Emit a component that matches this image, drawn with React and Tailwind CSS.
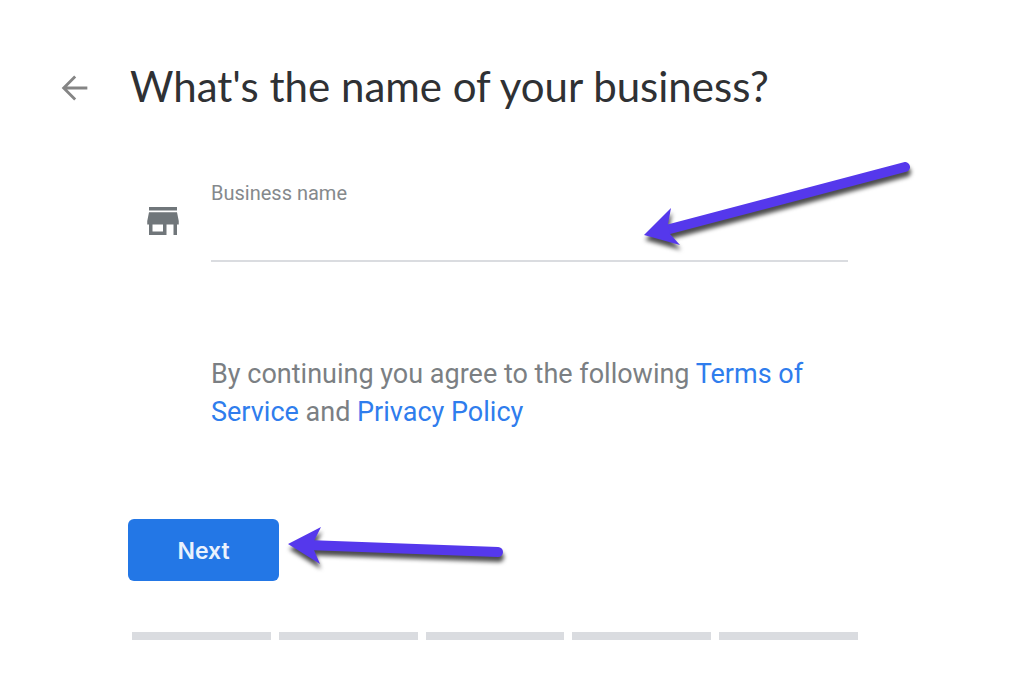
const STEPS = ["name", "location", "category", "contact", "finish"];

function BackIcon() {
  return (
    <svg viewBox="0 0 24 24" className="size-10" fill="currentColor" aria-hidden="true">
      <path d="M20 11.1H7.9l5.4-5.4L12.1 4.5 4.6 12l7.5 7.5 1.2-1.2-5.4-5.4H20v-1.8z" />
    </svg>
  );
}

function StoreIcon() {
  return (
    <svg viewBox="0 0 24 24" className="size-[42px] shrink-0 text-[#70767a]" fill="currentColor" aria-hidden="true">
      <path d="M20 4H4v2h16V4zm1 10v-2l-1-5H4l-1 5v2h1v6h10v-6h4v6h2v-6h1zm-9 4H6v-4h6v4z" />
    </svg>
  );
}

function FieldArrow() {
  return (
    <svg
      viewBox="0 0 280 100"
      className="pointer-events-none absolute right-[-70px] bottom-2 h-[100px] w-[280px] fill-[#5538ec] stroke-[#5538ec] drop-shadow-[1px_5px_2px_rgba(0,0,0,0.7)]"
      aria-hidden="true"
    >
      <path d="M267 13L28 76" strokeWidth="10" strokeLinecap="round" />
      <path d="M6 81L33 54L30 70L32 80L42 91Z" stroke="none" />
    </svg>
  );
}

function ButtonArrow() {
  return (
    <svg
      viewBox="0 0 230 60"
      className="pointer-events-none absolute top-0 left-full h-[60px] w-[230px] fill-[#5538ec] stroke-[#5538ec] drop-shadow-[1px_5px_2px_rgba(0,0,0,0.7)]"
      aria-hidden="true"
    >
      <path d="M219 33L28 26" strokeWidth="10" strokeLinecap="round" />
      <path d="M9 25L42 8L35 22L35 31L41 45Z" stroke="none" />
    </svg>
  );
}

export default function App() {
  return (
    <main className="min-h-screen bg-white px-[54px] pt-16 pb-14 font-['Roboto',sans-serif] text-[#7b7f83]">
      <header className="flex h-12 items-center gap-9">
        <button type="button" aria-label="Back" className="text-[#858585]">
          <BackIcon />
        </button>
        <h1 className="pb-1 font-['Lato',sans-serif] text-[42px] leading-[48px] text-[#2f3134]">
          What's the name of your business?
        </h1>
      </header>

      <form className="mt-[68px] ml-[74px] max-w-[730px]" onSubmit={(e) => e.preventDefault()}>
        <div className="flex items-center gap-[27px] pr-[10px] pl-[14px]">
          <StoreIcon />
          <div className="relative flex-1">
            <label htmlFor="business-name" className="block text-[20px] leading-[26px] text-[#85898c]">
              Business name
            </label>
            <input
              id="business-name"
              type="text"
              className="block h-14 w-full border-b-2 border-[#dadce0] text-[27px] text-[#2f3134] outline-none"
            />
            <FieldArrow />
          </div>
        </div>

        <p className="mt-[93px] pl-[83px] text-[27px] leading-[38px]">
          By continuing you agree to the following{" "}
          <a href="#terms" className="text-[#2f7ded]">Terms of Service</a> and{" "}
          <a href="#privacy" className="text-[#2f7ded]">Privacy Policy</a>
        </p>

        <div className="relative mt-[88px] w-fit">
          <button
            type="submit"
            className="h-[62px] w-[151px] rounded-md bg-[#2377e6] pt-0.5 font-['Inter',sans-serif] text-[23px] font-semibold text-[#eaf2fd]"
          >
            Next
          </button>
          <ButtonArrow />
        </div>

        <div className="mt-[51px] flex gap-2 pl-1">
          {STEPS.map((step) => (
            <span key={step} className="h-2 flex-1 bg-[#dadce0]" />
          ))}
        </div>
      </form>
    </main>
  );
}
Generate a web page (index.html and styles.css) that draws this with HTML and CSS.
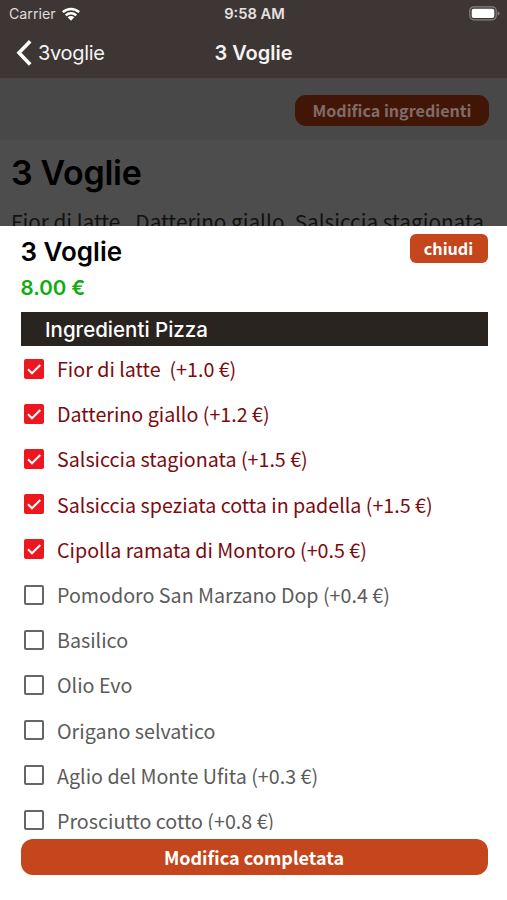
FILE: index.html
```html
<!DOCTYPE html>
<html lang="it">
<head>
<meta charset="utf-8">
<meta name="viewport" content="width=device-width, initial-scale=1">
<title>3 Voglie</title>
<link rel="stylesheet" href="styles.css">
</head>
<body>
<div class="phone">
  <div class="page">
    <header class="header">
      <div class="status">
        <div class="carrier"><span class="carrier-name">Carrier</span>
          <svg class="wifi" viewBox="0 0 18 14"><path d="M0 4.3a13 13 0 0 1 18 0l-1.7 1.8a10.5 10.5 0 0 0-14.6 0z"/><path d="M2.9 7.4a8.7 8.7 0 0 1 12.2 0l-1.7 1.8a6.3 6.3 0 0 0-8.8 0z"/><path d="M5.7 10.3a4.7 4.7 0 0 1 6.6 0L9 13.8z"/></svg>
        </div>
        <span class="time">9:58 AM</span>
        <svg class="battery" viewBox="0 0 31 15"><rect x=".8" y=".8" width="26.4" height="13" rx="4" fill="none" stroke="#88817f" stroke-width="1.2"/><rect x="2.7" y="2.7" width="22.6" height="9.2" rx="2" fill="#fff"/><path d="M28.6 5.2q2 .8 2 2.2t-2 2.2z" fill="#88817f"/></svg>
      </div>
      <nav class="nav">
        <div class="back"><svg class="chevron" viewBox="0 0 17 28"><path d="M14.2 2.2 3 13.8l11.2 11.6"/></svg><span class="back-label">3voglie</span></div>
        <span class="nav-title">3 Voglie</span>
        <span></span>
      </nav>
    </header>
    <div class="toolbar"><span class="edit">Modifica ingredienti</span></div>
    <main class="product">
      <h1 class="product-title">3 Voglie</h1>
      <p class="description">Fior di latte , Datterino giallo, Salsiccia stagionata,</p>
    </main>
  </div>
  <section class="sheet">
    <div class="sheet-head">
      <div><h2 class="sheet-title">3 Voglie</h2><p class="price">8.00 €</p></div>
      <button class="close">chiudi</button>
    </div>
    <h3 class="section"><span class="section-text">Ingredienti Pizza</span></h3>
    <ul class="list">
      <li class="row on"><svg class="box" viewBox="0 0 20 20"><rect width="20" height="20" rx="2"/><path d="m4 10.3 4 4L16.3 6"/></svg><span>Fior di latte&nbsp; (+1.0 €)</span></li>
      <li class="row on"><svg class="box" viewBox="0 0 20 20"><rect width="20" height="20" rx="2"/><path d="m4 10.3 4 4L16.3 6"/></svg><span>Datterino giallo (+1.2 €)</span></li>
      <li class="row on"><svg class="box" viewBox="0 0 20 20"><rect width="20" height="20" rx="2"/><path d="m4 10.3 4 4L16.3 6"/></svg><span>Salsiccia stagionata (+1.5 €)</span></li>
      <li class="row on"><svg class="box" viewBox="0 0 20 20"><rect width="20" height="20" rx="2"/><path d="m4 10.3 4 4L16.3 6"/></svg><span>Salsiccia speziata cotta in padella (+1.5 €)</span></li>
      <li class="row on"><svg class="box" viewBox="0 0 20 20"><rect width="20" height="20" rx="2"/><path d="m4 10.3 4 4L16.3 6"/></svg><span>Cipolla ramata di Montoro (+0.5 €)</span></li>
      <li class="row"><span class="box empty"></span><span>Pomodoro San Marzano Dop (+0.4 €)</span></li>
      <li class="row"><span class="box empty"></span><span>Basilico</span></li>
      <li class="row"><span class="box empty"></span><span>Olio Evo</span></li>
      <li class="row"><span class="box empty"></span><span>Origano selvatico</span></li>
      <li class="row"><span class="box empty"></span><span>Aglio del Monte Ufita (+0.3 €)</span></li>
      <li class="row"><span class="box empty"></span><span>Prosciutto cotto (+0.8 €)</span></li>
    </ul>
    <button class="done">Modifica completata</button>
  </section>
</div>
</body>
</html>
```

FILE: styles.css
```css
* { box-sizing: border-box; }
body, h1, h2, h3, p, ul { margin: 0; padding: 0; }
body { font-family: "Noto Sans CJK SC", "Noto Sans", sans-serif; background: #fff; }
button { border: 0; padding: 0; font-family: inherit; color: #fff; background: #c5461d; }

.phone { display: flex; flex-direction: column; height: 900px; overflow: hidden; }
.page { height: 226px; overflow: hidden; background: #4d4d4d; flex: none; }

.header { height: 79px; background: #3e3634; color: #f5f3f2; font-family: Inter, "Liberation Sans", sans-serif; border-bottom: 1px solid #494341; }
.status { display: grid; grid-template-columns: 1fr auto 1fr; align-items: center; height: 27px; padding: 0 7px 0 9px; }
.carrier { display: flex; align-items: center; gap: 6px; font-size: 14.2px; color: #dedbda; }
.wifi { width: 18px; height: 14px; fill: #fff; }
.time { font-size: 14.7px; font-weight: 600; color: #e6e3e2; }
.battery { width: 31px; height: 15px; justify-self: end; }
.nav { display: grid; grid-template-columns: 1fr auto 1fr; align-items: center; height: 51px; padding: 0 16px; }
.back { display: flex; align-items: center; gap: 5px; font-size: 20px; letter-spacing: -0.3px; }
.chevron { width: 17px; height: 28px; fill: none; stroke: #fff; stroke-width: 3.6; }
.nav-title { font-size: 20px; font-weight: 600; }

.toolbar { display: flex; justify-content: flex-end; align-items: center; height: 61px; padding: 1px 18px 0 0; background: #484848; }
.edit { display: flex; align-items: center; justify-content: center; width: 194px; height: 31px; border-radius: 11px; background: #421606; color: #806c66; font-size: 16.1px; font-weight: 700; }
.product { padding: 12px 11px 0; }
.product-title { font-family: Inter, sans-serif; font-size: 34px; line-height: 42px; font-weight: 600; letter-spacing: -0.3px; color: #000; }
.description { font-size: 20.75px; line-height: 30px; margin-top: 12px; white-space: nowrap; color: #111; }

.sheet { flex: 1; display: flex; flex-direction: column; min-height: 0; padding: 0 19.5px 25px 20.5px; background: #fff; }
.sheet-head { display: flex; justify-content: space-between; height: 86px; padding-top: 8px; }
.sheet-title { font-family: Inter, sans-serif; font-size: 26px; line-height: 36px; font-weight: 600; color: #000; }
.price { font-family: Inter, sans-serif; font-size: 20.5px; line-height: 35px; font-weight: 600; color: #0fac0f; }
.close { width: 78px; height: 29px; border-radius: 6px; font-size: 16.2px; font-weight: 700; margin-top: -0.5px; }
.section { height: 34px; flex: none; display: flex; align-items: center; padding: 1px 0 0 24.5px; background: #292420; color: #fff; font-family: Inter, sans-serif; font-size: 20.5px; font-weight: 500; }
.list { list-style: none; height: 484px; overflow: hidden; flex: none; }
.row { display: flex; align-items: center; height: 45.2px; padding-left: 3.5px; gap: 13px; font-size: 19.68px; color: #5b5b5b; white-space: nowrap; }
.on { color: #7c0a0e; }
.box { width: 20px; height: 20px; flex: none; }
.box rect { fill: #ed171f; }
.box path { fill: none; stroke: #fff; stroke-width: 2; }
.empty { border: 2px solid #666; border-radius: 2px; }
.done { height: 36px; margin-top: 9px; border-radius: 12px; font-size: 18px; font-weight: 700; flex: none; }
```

### DIRECTIVE
Write only the number of lines in the records that include the word "this".

### RESULT BELOW
2